理解大型语言模型检查点/恢复的I/O策略与模式 (Understanding LLM Checkpoint/Restore I/O Strategies and Patterns)

from arxiv, SCA/HPCAsia 2026 Workshops: Supercomputing Asia and International Conference on High Performance Computing in the Asia Pacific Region Workshops

As LLMs and foundation models scale, checkpoint/restore has become a critical pattern for training and inference. With 3D parallelism (tensor, pipeline, data), checkpointing involves many processes, each managing numerous tensors of varying shapes and sizes, that must be persisted frequently to stable storage (e.g., parallel file systems). This turns checkpoint/restore into a big-data I/O problem characterized by volume, variety, and velocity. The workflow must traverse the full storage stack -- from GPU memory through host memory and local storage to external repositories -- whose tiers differ by orders of magnitude in performance, creating bottlenecks under concurrency even with asynchronous flush/prefetch. Kernel-accelerated I/O libraries such as \texttt{liburing} may mitigate these issues versus POSIX, but their effectiveness for LLM checkpointing remains underexplored. We develop microbenchmarks to quantify trade-offs when using \texttt{liburing}, evaluating how aggregation, alignment, and I/O coalescing interact under buffered and direct I/O. We find that uncoalesced small-buffer operations halve throughput relative to synthetic workloads, while file system-aware aggregation restores bandwidth and reduces metadata overhead. Compared to state-of-the-art LLM checkpointing engines, our approach achieves up to $3.9\times$ higher write throughput than DataStates-LLM and $7.6\times$ higher than TorchSnapshot. These results highlight the need for aggregation and coalescing strategies that align with modern file systems and I/O backends.

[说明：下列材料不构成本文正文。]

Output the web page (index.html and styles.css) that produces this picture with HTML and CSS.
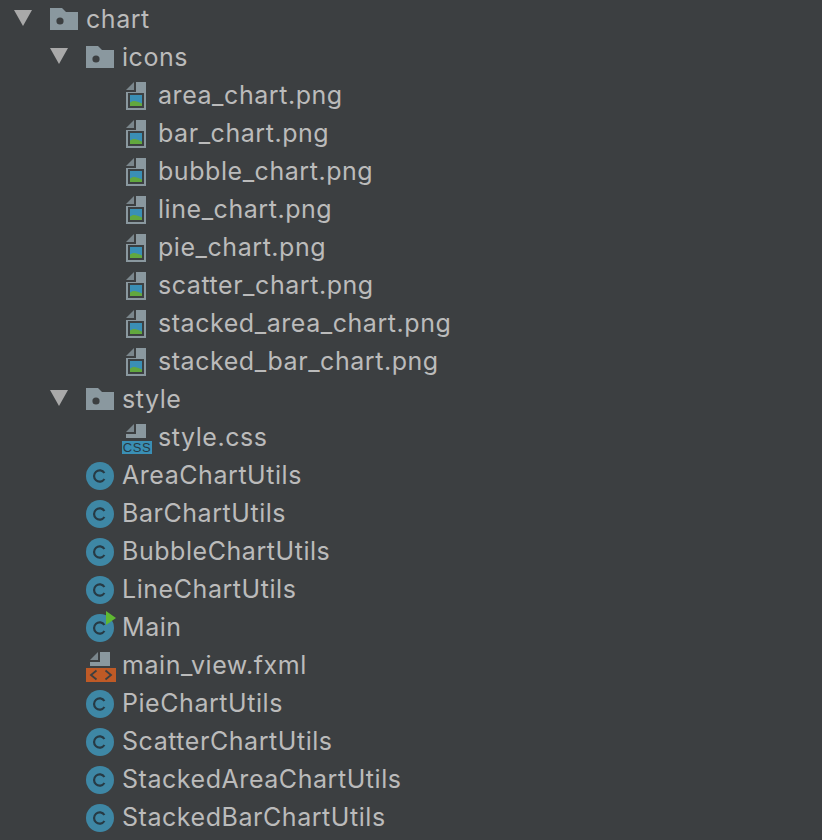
FILE: index.html
```html
<!DOCTYPE html>
<html lang="en">
<head>
    <meta charset="UTF-8">
    <title>chart</title>
    <link rel="stylesheet" href="styles.css">
</head>
<body>
    <svg class="defs" width="0" height="0">
        <symbol id="i-folder" viewBox="0 0 28 22">
            <path fill="#8a989f" d="M0 0H12L16 4H28V22H0Z"/>
            <circle cx="10" cy="13" r="3.6" fill="#3c3f41"/>
        </symbol>
        <symbol id="i-image" viewBox="0 0 20 28">
            <path fill="#8a989f" d="M10 0H20V28H0V10H10Z"/>
            <path fill="#8a989f" d="M0 8L8 0V8Z" opacity=".8"/>
            <rect x="2" y="11" width="16" height="15" fill="#3c4042"/>
            <rect x="4" y="13" width="12" height="11" fill="#3a8fb5"/>
            <path fill="#62a83e" d="M4 20.5C7 18 10 18.5 16 21.5V24H4Z"/>
        </symbol>
        <symbol id="i-css" viewBox="0 0 30 30">
            <path fill="#8a989f" d="M14 0H24V14H4V10H14Z"/>
            <path fill="#8a989f" d="M4 8L12 0V8Z" opacity=".8"/>
            <rect y="17" width="30" height="13" fill="#3a8fb5"/>
            <text x="15" y="28" class="tag">CSS</text>
        </symbol>
        <symbol id="i-class" viewBox="0 0 28 28">
            <circle cx="14" cy="14" r="14" fill="#3e87a5"/>
            <path fill="none" stroke="#273a44" stroke-width="2.2" d="M18.4 11A5.6 5.6 0 1 0 18.4 17"/>
        </symbol>
        <symbol id="i-fxml" viewBox="0 0 30 30">
            <path fill="#8a989f" d="M14 0H24V14H4V10H14Z"/>
            <path fill="#8a989f" d="M4 8L12 0V8Z" opacity=".8"/>
            <rect y="16" width="30" height="14" fill="#bf5a26"/>
            <path fill="none" stroke="#3c3f41" stroke-width="1.8" d="M10.5 18.5L5 23L10.5 27.5M19.5 18.5L25 23L19.5 27.5"/>
        </symbol>
    </svg>

    <ul class="tree">
        <li class="row depth-0"><span class="arrow"></span><svg class="icon"><use href="#i-folder"/></svg><span class="name">chart</span></li>
        <li class="row depth-1"><span class="arrow"></span><svg class="icon"><use href="#i-folder"/></svg><span class="name">icons</span></li>
        <li class="row depth-2"><span class="slot"></span><svg class="icon image"><use href="#i-image"/></svg><span class="name">area_chart.png</span></li>
        <li class="row depth-2"><span class="slot"></span><svg class="icon image"><use href="#i-image"/></svg><span class="name">bar_chart.png</span></li>
        <li class="row depth-2"><span class="slot"></span><svg class="icon image"><use href="#i-image"/></svg><span class="name">bubble_chart.png</span></li>
        <li class="row depth-2"><span class="slot"></span><svg class="icon image"><use href="#i-image"/></svg><span class="name">line_chart.png</span></li>
        <li class="row depth-2"><span class="slot"></span><svg class="icon image"><use href="#i-image"/></svg><span class="name">pie_chart.png</span></li>
        <li class="row depth-2"><span class="slot"></span><svg class="icon image"><use href="#i-image"/></svg><span class="name">scatter_chart.png</span></li>
        <li class="row depth-2"><span class="slot"></span><svg class="icon image"><use href="#i-image"/></svg><span class="name">stacked_area_chart.png</span></li>
        <li class="row depth-2"><span class="slot"></span><svg class="icon image"><use href="#i-image"/></svg><span class="name">stacked_bar_chart.png</span></li>
        <li class="row depth-1"><span class="arrow"></span><svg class="icon"><use href="#i-folder"/></svg><span class="name">style</span></li>
        <li class="row depth-2"><span class="slot"></span><svg class="icon tagged"><use href="#i-css"/></svg><span class="name">style.css</span></li>
        <li class="row depth-1"><span class="slot"></span><svg class="icon class"><use href="#i-class"/></svg><span class="name">AreaChartUtils</span></li>
        <li class="row depth-1"><span class="slot"></span><svg class="icon class"><use href="#i-class"/></svg><span class="name">BarChartUtils</span></li>
        <li class="row depth-1"><span class="slot"></span><svg class="icon class"><use href="#i-class"/></svg><span class="name">BubbleChartUtils</span></li>
        <li class="row depth-1"><span class="slot"></span><svg class="icon class"><use href="#i-class"/></svg><span class="name">LineChartUtils</span></li>
        <li class="row depth-1"><span class="slot"></span><span class="runnable"><svg class="icon class"><use href="#i-class"/></svg><span class="run"></span></span><span class="name">Main</span></li>
        <li class="row depth-1"><span class="slot"></span><svg class="icon tagged"><use href="#i-fxml"/></svg><span class="name">main_view.fxml</span></li>
        <li class="row depth-1"><span class="slot"></span><svg class="icon class"><use href="#i-class"/></svg><span class="name">PieChartUtils</span></li>
        <li class="row depth-1"><span class="slot"></span><svg class="icon class"><use href="#i-class"/></svg><span class="name">ScatterChartUtils</span></li>
        <li class="row depth-1"><span class="slot"></span><svg class="icon class"><use href="#i-class"/></svg><span class="name">StackedAreaChartUtils</span></li>
        <li class="row depth-1"><span class="slot"></span><svg class="icon class"><use href="#i-class"/></svg><span class="name">StackedBarChartUtils</span></li>
    </ul>
</body>
</html>
```

FILE: styles.css
```css
html, body {
    margin: 0;
    height: 100%;
    background: #3c3f41;
}
body {
    overflow: hidden;
}
.defs {
    display: block;
    height: 0;
}
.tag {
    font: 13px "Liberation Sans", sans-serif;
    fill: #273a44;
    text-anchor: middle;
}
.tree {
    list-style: none;
    margin: 0;
    padding: 0;
    font-family: Inter, "Liberation Sans", sans-serif;
    font-size: 25px;
    letter-spacing: .55px;
    color: #bbbbbb;
}
.row {
    display: flex;
    align-items: center;
    height: 38px;
}
.depth-0 { padding-left: 14px; }
.depth-1 { padding-left: 50px; }
.depth-2 { padding-left: 86px; }
.slot, .arrow {
    flex: none;
    width: 36px;
}
.arrow::before {
    content: "";
    display: block;
    width: 0;
    margin-top: -2px;
    border-left: 9px solid transparent;
    border-right: 9px solid transparent;
    border-top: 16px solid #a9a9a9;
}
.icon {
    flex: none;
    width: 28px;
    height: 22px;
    margin-right: 8px;
}
.icon.image {
    width: 20px;
    height: 28px;
    margin: 2px 12px 0 4px;
}
.icon.tagged {
    width: 30px;
    height: 30px;
    margin: 4px 6px 0 0;
}
.icon.class {
    height: 28px;
    margin-top: 2px;
}
.runnable {
    position: relative;
    display: flex;
}
.run {
    position: absolute;
    top: -1px;
    left: 20px;
    border-top: 7px solid transparent;
    border-bottom: 7px solid transparent;
    border-left: 10px solid #5fb832;
}
```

翻译：随着大型语言模型和基础模型规模的扩大，检查点/恢复已成为训练和推理的关键模式。在三维并行（张量、流水线、数据并行）架构下，检查点操作涉及众多进程，每个进程管理着大量形状和尺寸各异的张量，这些数据需要频繁持久化到稳定存储（如并行文件系统）。这使得检查点/恢复演变为一个具有数据体量大、类型多、速度快的典型大数据I/O问题。工作流程必须穿越完整的存储层次——从GPU内存经主机内存和本地存储直至外部存储库——各层级性能存在数量级差异，即使在异步刷新/预取机制下，高并发场景仍会形成瓶颈。相较于POSIX接口，内核加速I/O库（如\texttt{liburing}）可能缓解这些问题，但其在LLM检查点场景的有效性尚未得到充分探索。我们开发了微基准测试来量化使用\texttt{liburing}时的性能权衡，评估缓冲I/O与直接I/O模式下聚合、对齐和I/O合并的交互影响。研究发现，未合并的小缓冲区操作会使吞吐量较合成工作负载下降一半，而文件系统感知的聚合策略能恢复带宽并降低元数据开销。与最先进的LLM检查点引擎相比，我们的方法实现了高达DataStates-LLM $3.9\times$的写入吞吐量提升，以及TorchSnapshot $7.6\times$的提升。这些结果凸显了需要与现代文件系统和I/O后端相匹配的聚合与合并策略。